Situational Awareness - The Key to Success for the Fighter Pilot

 

The pilot must have a three dimensional sense of awareness and feel time, distance and relative motion as if they were a part of his soul, only if you have a feeling for what is going on around you can you take action and make correct

            decisions.                                             Randy "Duke" Cunningham54

 

 

The ability to grasp and maintain situational awareness in a fluid, rapidly changing air-to-air scenario is difficult to quantify from fighter pilot to fighter pilot, but its attainment is a prerequisite for success. With that premise established, "the present trend is still to use technology as the ace factor by increasing the situational awareness of the pilots using electronic means, and providing them with even more lethal weapons."55

 

Reexamining the requirements document and the Air-to-Air mission statement for the JSF, we can see that the dependency on technology to increase the pilot's capability is a trend that is projected into the future with the design of this weapons system.

 

The Same Old Argument

Since 1918, and the introduction of an armored German fighter prompting General J. J. Pershing to state a requirement for a heavy caliber aircraft machine gun56, the gun has been the preeminent air-to-air weapon. With the development of beyond visual range (BVR) missiles in the 1950's and 1960's, close in aerial combat and conventional dogfighting was thought to be a thing of the past. "Technological promise of the future, which said there would never be another dogfight, had tactical planners recommending removing the gun from the F-l05." The F-l05 received credit for 20 air-to-air kills in Vietnam with the 20mm cannon.57 The F-4 Phantom, designed as an interceptor relying on missiles, did not have a gun, internal or external. The Phantom was credited with 22.5 gun kills over its service life after a gun was added to the airframe.58 Appendix A, figure 5 features a historical review of air-to-air engagements and gun kills.
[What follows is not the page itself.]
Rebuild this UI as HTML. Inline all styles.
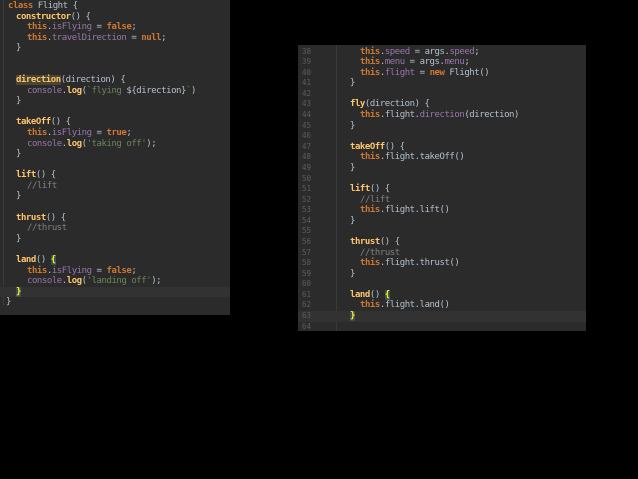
<!DOCTYPE html>
<html><head><meta charset="utf-8"><style>
body{margin:0;width:638px;height:479px;background:#000;overflow:hidden;position:relative;font-family:"DejaVu Sans Mono","Liberation Mono",monospace;}
.p{position:absolute;background:#2b2b2b;}
.l{position:absolute;height:10.58px;line-height:10.58px;font-size:9px;letter-spacing:-0.45px;color:#b4c0cc;white-space:pre;left:0;right:0;}
.k{color:#cc7832;font-weight:bold}
.pr{color:#9876aa}
.f{color:#ffc66d;font-weight:bold}
.s{color:#6a8759}
.c{color:#808080}
.n{position:absolute;left:4px;color:#5a5d60;font-size:7.5px;letter-spacing:0}
.hl{background:#323232}
.br{color:#ffef28;background:#3b514d;font-weight:bold}
</style></head><body>
<div class="p" style="left:0;top:0;width:230px;height:315px">
<div style="position:absolute;left:3px;top:0;width:1px;height:305px;background:#3a3a3a"></div>
<div style="position:absolute;left:0;top:1px;right:0">
<div class="l" style="top:0"><span style="position:absolute;left:8px"><span class="k">class</span> Flight {</span></div>
<div class="l" style="top:10.6px"><span style="position:absolute;left:16px"><span class="f">constructor</span>() {</span></div>
<div class="l" style="top:21.2px"><span style="position:absolute;left:27px"><span class="k">this</span>.<span class="pr">isFlying</span> = <span class="k">false</span>;</span></div>
<div class="l" style="top:31.7px"><span style="position:absolute;left:27px"><span class="k">this</span>.<span class="pr">travelDirection</span> = <span class="k">null</span>;</span></div>
<div class="l" style="top:42.3px"><span style="position:absolute;left:16px">}</span></div>
<div class="l" style="top:74.1px"><span style="position:absolute;left:16px"><span class="f" style="background:#4a4630">direction</span>(direction) {</span></div>
<div class="l" style="top:84.6px"><span style="position:absolute;left:27px"><span class="pr">console</span>.<span class="f">log</span>(<span class="s">`flying </span>${direction}<span class="s">`</span>)</span></div>
<div class="l" style="top:95.2px"><span style="position:absolute;left:16px">}</span></div>
<div class="l" style="top:116.4px"><span style="position:absolute;left:16px"><span class="f">takeOff</span>() {</span></div>
<div class="l" style="top:127px"><span style="position:absolute;left:27px"><span class="k">this</span>.<span class="pr">isFlying</span> = <span class="k">true</span>;</span></div>
<div class="l" style="top:137.5px"><span style="position:absolute;left:27px"><span class="pr">console</span>.<span class="f">log</span>(<span class="s">'taking off'</span>);</span></div>
<div class="l" style="top:148.1px"><span style="position:absolute;left:16px">}</span></div>
<div class="l" style="top:169.3px"><span style="position:absolute;left:16px"><span class="f">lift</span>() {</span></div>
<div class="l" style="top:179.9px"><span style="position:absolute;left:27px" class="c">//lift</span></div>
<div class="l" style="top:190.4px"><span style="position:absolute;left:16px">}</span></div>
<div class="l" style="top:211.6px"><span style="position:absolute;left:16px"><span class="f">thrust</span>() {</span></div>
<div class="l" style="top:222.2px"><span style="position:absolute;left:27px" class="c">//thrust</span></div>
<div class="l" style="top:232.7px"><span style="position:absolute;left:16px">}</span></div>
<div class="l" style="top:253.9px"><span style="position:absolute;left:16px"><span class="f">land</span>() <span class="br">{</span></span></div>
<div class="l" style="top:264.5px"><span style="position:absolute;left:27px"><span class="k">this</span>.<span class="pr">isFlying</span> = <span class="k">false</span>;</span></div>
<div class="l" style="top:275px"><span style="position:absolute;left:27px"><span class="pr">console</span>.<span class="f">log</span>(<span class="s">'landing off'</span>);</span></div>
<div class="l hl" style="top:285.6px"><span style="position:absolute;left:16px" class="br">}</span></div>
<div class="l" style="top:296.2px"><span style="position:absolute;left:6px">}</span></div>
</div>
</div>

<div class="p" style="left:298px;top:45px;width:288px;height:286px">
<div style="position:absolute;left:38px;top:0;width:1px;height:286px;background:#3a3a3a"></div>
<div id="r"></div>
</div>
<script>
var L=[
[1,'<span class="k">this</span>.<span class="pr">speed</span> = args.<span class="pr">speed</span>;'],
[1,'<span class="k">this</span>.<span class="pr">menu</span> = args.<span class="pr">menu</span>;'],
[1,'<span class="k">this</span>.<span class="pr">flight</span> = <span class="k">new</span> Flight()'],
[0,'}'],[0,''],
[0,'<span class="f">fly</span>(direction) {'],
[1,'<span class="k">this</span>.flight.<span class="pr">direction</span>(direction)'],
[0,'}'],[0,''],
[0,'<span class="f">takeOff</span>() {'],
[1,'<span class="k">this</span>.flight.takeOff()'],
[0,'}'],[0,''],
[0,'<span class="f">lift</span>() {'],
[1,'<span class="c">//lift</span>'],
[1,'<span class="k">this</span>.flight.lift()'],
[0,'}'],[0,''],
[0,'<span class="f">thrust</span>() {'],
[1,'<span class="c">//thrust</span>'],
[1,'<span class="k">this</span>.flight.thrust()'],
[0,'}'],[0,''],
[0,'<span class="f">land</span>() <span class="br">{</span>'],
[1,'<span class="k">this</span>.flight.land()'],
[0,'<span class="br">}</span>'],[0,'']];
var h='';
for(var i=0;i<L.length;i++){
h+='<div class="l'+(i==25?' hl':'')+'" style="top:'+(1.5+i*10.58).toFixed(1)+'px"><span class="n">'+(38+i)+'</span><span style="position:absolute;left:'+(L[i][0]?62:52)+'px">'+L[i][1]+'</span></div>';
}
document.getElementById('r').innerHTML=h;
</script>
</body></html>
We are again debating the applicability of inclusion of the gun in the air-to-air role for the JSF. With even more lethal missiles, AIM-120 and AIM-9X59, helmet mounted sights offering greater angular missile employment of see and shoot technology, the gun seems to be expendable again!

 

There is a Tactical Need for the Gun

With the technological advances, missile systems have become more capable, more lethal; but no weapons system is claiming 100% probability of kill. No Combat Identification system is claiming 100% accuracy. The money spent to develop systems to increase the Situational Awareness of the pilot is spent to help him make better decisions, weapons employment decisions, those decisions necessary in the dynamic air-to-air arena.

Without an accurate positive hostile identification system, which will allow weapons employment at range, close in air-to-air engagements will occur, forcing a visual identification. Proliferation of stealth and/or electronic counter measures (ECM) technology increases the probability of close in air-to-air combat due to the reduction of detection ranges. The Joint Strike Fighter will encounter shorter range engagements ingressing to a target, by taking the fight to the enemy. With only limited missile capability (4), JSF needs the multiple kill capability a gun offers in the projected close in scenarios.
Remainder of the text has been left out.